*Work instructions*. Leave out the pictures and print only the lines from the one with "Write the React, TypeScript" through the one with "const RH = 95.25;", exactly as they are.

*Excerpted data*.
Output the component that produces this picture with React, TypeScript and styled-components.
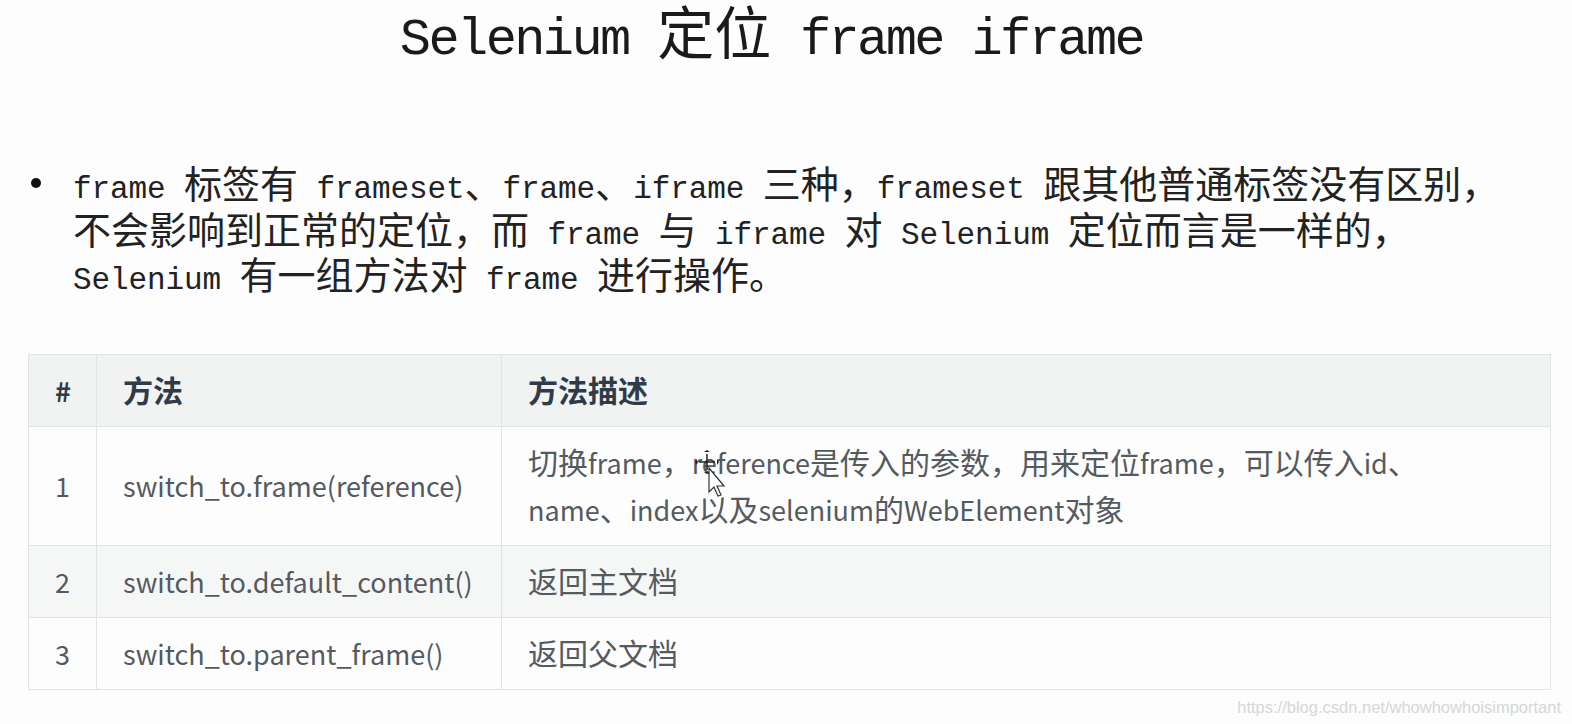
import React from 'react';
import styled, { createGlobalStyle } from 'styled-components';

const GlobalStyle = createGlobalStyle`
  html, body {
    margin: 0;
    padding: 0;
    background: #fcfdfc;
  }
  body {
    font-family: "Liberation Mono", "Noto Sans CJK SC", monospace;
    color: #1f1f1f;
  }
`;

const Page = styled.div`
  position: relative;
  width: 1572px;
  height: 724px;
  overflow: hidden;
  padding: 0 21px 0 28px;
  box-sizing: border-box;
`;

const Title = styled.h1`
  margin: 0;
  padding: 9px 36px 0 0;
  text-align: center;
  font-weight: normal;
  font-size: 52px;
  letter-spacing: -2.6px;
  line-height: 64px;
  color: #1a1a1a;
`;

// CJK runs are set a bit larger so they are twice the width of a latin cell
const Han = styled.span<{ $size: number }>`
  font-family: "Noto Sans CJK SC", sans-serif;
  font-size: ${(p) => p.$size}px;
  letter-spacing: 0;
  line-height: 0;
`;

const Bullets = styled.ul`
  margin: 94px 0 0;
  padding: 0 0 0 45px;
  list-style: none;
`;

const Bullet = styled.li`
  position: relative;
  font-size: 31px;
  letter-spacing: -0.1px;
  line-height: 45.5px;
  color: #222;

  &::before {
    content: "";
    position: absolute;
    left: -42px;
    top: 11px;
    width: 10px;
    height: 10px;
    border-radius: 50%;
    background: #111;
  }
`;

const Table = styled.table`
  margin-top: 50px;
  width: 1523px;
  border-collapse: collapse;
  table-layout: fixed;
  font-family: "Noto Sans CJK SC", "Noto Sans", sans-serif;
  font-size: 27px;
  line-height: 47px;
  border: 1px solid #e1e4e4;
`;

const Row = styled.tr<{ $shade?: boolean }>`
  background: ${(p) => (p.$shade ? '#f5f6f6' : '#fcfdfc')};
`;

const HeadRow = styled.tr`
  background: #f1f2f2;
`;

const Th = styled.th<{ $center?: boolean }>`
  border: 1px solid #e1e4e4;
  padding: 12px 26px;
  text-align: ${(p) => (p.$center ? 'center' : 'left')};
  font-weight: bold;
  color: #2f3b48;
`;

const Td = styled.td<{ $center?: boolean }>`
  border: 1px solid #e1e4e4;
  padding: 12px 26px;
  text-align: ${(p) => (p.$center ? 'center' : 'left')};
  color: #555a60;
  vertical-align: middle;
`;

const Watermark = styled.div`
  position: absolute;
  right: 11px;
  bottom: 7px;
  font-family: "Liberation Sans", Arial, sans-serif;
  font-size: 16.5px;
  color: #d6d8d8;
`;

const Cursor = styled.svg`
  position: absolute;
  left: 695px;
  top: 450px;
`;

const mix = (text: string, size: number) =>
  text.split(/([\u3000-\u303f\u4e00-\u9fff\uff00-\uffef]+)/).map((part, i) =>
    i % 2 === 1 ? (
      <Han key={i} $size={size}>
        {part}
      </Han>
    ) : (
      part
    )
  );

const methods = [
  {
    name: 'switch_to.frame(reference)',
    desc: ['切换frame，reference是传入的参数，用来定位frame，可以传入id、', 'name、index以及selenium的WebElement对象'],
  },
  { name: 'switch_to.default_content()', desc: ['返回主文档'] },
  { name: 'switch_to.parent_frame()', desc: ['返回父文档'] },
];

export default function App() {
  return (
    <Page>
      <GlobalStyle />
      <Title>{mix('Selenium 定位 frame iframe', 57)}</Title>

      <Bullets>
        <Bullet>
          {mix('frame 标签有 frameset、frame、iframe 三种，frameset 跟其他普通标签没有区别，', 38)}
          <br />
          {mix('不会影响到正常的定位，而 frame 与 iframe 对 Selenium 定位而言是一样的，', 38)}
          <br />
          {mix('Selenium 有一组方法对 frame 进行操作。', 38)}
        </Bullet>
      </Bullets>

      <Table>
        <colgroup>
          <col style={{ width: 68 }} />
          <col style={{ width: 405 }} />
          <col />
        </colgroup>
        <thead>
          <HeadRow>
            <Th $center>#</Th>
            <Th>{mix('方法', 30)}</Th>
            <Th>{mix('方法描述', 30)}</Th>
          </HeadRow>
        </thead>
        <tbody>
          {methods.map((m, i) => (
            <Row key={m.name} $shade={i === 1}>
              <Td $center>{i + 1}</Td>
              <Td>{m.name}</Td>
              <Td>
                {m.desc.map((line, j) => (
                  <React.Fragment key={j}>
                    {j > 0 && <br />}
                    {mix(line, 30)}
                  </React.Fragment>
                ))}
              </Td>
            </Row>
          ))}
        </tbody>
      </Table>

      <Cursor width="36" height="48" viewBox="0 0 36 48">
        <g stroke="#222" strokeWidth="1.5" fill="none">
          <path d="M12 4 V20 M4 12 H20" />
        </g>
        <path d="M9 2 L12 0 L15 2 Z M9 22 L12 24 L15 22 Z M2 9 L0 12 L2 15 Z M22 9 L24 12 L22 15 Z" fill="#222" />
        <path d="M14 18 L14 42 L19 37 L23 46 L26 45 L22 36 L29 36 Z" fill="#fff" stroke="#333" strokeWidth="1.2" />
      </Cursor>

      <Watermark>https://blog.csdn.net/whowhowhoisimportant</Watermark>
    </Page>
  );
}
==
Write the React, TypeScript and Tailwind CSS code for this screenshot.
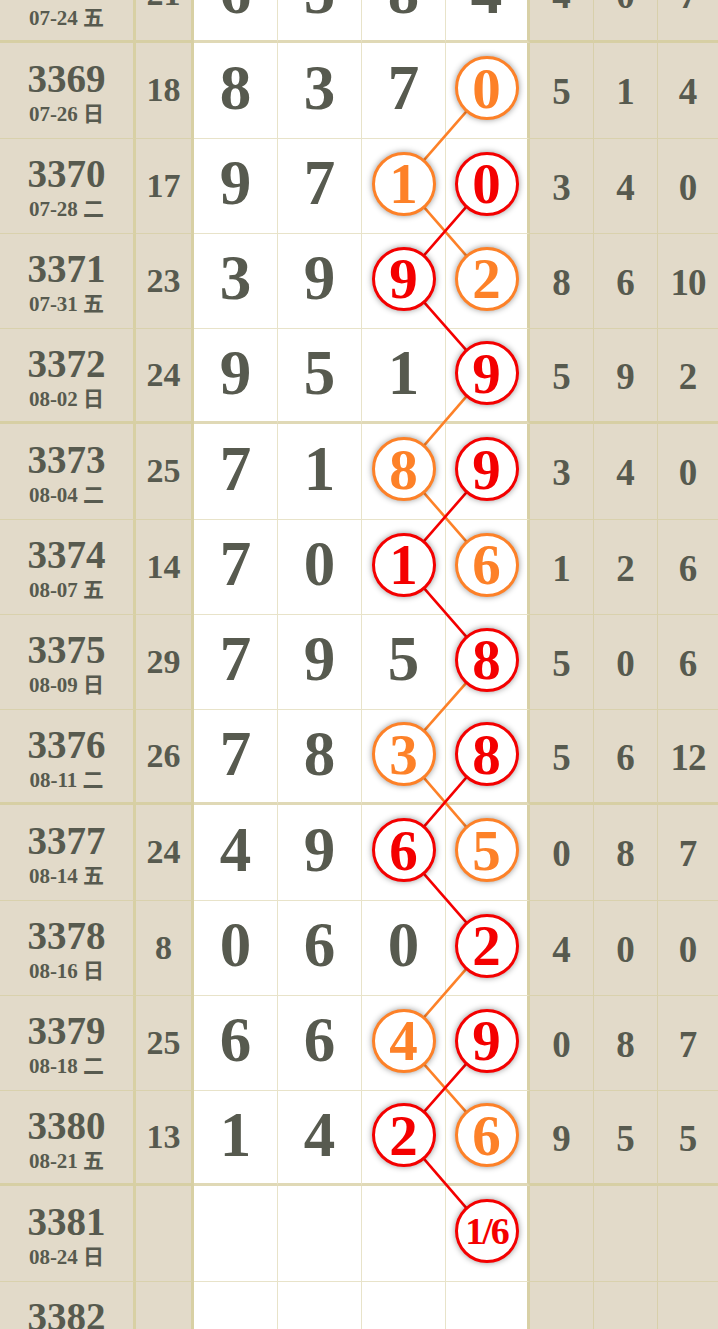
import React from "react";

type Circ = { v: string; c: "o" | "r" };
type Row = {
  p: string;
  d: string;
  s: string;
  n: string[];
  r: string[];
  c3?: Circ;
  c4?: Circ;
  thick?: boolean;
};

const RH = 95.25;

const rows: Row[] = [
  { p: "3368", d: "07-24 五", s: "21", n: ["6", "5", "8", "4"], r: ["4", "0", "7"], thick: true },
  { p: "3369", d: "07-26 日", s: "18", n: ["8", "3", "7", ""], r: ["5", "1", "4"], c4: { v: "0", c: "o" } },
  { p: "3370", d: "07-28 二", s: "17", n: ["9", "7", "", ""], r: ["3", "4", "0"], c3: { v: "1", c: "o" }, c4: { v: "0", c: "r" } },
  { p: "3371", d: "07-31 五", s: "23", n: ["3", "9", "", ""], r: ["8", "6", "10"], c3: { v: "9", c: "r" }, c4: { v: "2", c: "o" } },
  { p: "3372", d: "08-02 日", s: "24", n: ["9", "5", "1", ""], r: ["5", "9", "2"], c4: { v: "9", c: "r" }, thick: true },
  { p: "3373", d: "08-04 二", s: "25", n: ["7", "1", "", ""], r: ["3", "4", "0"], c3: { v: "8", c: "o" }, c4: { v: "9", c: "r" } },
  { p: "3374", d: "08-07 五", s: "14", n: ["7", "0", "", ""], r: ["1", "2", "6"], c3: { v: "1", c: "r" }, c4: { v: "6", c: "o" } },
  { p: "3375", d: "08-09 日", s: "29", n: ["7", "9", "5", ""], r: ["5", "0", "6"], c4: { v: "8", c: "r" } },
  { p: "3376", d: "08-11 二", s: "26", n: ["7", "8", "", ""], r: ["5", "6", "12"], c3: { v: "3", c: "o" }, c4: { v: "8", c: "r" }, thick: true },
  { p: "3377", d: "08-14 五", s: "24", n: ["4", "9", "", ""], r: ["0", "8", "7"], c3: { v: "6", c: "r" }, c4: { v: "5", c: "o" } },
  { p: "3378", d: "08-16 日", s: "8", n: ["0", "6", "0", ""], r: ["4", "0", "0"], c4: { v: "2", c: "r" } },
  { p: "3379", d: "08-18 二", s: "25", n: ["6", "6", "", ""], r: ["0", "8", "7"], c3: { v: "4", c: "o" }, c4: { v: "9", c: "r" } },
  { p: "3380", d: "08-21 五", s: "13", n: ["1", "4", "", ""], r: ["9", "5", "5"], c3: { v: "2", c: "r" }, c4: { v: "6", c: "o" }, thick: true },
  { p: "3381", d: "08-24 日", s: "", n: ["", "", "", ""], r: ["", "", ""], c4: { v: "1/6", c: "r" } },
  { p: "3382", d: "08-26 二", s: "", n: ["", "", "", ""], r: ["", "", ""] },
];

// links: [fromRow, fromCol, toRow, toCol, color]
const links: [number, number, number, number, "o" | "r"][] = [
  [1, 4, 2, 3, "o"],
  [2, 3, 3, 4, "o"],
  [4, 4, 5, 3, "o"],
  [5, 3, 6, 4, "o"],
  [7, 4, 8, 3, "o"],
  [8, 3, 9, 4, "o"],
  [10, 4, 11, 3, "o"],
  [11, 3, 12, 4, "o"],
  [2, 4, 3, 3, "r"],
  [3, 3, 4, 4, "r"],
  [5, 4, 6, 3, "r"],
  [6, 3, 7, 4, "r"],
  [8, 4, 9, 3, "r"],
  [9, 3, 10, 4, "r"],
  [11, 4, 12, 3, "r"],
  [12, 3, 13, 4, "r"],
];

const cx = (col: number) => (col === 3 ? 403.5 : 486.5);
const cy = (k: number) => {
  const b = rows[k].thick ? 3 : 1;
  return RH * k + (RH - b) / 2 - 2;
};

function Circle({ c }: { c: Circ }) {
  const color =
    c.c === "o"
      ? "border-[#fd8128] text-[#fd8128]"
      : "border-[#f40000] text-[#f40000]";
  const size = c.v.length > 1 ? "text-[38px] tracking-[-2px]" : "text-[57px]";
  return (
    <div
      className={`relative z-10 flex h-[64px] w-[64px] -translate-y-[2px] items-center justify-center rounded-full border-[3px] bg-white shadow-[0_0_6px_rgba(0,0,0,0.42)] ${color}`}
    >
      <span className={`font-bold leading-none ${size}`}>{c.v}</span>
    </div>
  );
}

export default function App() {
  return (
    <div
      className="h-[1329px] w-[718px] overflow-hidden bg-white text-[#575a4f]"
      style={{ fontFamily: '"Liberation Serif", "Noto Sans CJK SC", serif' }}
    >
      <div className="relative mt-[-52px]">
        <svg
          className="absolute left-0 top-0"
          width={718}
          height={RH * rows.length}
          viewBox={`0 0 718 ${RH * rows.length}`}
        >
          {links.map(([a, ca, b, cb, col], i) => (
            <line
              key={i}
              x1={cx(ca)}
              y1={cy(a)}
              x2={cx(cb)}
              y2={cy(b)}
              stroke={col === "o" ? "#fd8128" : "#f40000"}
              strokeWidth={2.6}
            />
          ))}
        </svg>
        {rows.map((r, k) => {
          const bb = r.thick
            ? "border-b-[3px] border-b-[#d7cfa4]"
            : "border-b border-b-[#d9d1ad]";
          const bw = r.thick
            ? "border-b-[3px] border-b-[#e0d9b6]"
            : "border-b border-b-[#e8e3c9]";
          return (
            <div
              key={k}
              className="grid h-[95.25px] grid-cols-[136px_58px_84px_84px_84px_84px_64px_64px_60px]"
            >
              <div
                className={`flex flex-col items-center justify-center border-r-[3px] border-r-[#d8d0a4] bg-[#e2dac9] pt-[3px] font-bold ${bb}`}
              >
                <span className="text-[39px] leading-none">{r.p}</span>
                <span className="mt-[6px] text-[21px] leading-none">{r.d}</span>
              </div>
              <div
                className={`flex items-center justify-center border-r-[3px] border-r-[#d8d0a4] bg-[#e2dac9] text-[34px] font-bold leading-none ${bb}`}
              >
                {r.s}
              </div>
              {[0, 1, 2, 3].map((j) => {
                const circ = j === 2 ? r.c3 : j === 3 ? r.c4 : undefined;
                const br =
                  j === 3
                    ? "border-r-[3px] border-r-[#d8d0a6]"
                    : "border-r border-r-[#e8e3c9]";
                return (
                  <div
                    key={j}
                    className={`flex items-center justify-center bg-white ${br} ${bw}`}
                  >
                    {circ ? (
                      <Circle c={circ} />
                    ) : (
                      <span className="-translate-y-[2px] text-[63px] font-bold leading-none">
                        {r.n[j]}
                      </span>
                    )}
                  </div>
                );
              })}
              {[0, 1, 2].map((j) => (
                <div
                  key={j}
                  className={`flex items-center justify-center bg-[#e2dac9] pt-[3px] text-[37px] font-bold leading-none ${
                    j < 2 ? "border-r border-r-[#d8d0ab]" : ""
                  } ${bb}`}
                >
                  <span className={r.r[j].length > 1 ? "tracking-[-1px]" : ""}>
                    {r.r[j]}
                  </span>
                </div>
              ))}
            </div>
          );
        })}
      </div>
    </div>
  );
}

*Solution to this problem*.
Write the React, TypeScript and Tailwind CSS code for this screenshot.
import React from "react";

type Circ = { v: string; c: "o" | "r" };
type Row = {
  p: string;
  d: string;
  s: string;
  n: string[];
  r: string[];
  c3?: Circ;
  c4?: Circ;
  thick?: boolean;
};

const RH = 95.25;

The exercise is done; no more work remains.